EXERCISE INSTRUCTIONS:
Quote exactly, and only, the lines from the one with "Give me the" through the end of the listing.

** START OF EXERCISE MATERIAL **

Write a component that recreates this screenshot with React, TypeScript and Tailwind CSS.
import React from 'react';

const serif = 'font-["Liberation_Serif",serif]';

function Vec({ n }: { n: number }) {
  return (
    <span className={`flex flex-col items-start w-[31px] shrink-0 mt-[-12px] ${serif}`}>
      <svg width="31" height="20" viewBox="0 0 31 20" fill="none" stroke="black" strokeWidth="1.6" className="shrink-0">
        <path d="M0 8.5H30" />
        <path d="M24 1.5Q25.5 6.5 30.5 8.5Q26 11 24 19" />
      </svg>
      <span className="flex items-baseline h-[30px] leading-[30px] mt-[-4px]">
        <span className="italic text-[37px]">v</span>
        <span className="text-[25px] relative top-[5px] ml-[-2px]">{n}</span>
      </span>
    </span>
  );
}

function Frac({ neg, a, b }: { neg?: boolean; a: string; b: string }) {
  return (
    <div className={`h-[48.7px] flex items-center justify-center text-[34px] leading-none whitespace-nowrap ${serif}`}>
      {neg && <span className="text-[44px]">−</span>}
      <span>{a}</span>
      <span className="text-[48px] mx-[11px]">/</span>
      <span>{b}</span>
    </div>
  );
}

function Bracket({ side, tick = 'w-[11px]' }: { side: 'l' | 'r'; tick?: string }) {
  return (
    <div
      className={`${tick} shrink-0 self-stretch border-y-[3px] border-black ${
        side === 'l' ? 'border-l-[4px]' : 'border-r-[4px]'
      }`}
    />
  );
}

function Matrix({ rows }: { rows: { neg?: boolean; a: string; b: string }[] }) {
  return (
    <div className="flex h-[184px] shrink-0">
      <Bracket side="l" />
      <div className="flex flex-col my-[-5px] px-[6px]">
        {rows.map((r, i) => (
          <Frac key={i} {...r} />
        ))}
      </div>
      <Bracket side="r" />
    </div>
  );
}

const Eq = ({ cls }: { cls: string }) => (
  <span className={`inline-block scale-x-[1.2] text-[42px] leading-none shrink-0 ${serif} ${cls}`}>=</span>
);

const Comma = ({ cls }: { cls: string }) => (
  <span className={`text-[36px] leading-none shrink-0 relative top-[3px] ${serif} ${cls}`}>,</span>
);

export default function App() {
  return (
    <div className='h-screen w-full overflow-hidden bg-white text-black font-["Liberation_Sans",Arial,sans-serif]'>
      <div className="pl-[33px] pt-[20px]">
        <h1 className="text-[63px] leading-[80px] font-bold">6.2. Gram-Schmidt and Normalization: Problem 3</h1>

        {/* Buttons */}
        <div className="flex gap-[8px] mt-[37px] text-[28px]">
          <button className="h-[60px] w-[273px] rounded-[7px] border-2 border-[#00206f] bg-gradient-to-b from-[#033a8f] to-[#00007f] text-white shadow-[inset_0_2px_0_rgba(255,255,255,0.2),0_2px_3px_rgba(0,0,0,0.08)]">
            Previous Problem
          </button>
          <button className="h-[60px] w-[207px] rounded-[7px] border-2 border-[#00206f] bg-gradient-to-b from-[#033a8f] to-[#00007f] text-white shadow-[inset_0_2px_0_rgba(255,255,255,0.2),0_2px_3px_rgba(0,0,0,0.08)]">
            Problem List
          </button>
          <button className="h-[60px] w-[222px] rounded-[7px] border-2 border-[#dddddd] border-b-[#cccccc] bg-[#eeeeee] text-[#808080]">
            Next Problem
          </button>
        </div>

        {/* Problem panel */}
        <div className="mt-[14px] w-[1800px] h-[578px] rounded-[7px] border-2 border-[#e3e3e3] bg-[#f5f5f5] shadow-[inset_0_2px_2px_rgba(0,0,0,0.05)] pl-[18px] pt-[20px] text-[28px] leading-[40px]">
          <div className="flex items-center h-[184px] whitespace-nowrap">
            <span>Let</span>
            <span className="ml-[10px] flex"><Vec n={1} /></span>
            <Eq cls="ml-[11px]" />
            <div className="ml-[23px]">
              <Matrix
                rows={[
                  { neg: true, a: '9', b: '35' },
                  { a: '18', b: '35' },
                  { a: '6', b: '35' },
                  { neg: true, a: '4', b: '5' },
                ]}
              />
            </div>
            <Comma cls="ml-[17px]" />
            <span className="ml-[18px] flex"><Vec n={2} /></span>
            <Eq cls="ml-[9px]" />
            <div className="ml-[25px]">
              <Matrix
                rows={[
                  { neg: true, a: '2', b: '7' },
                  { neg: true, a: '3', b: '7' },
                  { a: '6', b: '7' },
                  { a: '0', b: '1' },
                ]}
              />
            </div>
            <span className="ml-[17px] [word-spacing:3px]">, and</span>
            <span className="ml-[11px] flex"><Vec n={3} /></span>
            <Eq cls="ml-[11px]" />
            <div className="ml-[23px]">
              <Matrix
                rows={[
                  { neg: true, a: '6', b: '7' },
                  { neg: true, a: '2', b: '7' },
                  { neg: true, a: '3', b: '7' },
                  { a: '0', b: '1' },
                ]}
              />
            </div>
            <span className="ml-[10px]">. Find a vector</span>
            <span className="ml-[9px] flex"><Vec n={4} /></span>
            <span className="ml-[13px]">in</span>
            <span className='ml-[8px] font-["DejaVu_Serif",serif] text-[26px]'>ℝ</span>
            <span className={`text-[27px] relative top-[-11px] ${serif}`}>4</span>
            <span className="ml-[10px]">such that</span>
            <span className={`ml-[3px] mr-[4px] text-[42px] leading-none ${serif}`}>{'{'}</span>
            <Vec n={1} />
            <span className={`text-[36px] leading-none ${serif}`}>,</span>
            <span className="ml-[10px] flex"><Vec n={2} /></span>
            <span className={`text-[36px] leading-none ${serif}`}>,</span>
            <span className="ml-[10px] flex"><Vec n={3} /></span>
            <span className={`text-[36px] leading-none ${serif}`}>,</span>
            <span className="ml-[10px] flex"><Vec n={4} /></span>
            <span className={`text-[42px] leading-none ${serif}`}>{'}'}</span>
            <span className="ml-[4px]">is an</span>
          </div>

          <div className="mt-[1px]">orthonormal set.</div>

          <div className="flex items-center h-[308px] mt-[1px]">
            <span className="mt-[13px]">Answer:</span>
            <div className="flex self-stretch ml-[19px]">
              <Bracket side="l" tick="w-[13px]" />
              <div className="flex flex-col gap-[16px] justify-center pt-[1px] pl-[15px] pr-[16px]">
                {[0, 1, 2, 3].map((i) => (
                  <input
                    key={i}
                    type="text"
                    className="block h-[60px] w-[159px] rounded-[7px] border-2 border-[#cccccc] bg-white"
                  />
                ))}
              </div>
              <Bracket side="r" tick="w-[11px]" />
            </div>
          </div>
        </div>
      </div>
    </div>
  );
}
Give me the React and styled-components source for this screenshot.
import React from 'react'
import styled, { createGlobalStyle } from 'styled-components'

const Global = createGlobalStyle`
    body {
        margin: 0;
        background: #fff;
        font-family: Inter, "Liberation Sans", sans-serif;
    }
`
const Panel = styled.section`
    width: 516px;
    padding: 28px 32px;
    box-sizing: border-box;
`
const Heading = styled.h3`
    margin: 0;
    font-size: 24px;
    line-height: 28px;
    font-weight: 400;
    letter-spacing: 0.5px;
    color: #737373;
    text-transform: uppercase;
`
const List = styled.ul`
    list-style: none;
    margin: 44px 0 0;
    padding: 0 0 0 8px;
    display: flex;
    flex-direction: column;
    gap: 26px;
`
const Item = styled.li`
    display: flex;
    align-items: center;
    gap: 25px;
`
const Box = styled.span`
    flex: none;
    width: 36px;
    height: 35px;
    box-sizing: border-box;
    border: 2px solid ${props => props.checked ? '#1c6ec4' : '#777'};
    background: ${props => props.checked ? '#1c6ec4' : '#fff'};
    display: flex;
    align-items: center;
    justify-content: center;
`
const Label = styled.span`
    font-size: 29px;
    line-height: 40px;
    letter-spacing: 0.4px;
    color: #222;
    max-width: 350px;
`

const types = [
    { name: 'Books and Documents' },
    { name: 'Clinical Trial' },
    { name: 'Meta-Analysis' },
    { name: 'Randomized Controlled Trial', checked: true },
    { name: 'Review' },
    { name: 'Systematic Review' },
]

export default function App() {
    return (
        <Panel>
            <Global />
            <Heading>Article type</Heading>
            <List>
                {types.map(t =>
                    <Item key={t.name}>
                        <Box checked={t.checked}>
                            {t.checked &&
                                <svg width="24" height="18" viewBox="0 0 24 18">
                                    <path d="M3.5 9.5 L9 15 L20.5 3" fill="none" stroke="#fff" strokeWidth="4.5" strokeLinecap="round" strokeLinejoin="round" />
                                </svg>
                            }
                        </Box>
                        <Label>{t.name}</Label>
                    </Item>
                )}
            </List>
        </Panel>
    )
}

** END OF EXERCISE MATERIAL **

ANSWER:
Give me the React and styled-components source for this screenshot.
import React from 'react'
import styled, { createGlobalStyle } from 'styled-components'

const Global = createGlobalStyle`
    body {
        margin: 0;
        background: #fff;
        font-family: Inter, "Liberation Sans", sans-serif;
    }
`
const Panel = styled.section`
    width: 516px;
    padding: 28px 32px;
    box-sizing: border-box;
`
const Heading = styled.h3`
    margin: 0;
    font-size: 24px;
    line-height: 28px;
    font-weight: 400;
    letter-spacing: 0.5px;
    color: #737373;
    text-transform: uppercase;
`
const List = styled.ul`
    list-style: none;
    margin: 44px 0 0;
    padding: 0 0 0 8px;
    display: flex;
    flex-direction: column;
    gap: 26px;
`
const Item = styled.li`
    display: flex;
    align-items: center;
    gap: 25px;
`
const Box = styled.span`
    flex: none;
    width: 36px;
    height: 35px;
    box-sizing: border-box;
    border: 2px solid ${props => props.checked ? '#1c6ec4' : '#777'};
    background: ${props => props.checked ? '#1c6ec4' : '#fff'};
    display: flex;
    align-items: center;
    justify-content: center;
`
const Label = styled.span`
    font-size: 29px;
    line-height: 40px;
    letter-spacing: 0.4px;
    color: #222;
    max-width: 350px;
`

const types = [
    { name: 'Books and Documents' },
    { name: 'Clinical Trial' },
    { name: 'Meta-Analysis' },
    { name: 'Randomized Controlled Trial', checked: true },
    { name: 'Review' },
    { name: 'Systematic Review' },
]

export default function App() {
    return (
        <Panel>
            <Global />
            <Heading>Article type</Heading>
            <List>
                {types.map(t =>
                    <Item key={t.name}>
                        <Box checked={t.checked}>
                            {t.checked &&
                                <svg width="24" height="18" viewBox="0 0 24 18">
                                    <path d="M3.5 9.5 L9 15 L20.5 3" fill="none" stroke="#fff" strokeWidth="4.5" strokeLinecap="round" strokeLinejoin="round" />
                                </svg>
                            }
                        </Box>
                        <Label>{t.name}</Label>
                    </Item>
                )}
            </List>
        </Panel>
    )
}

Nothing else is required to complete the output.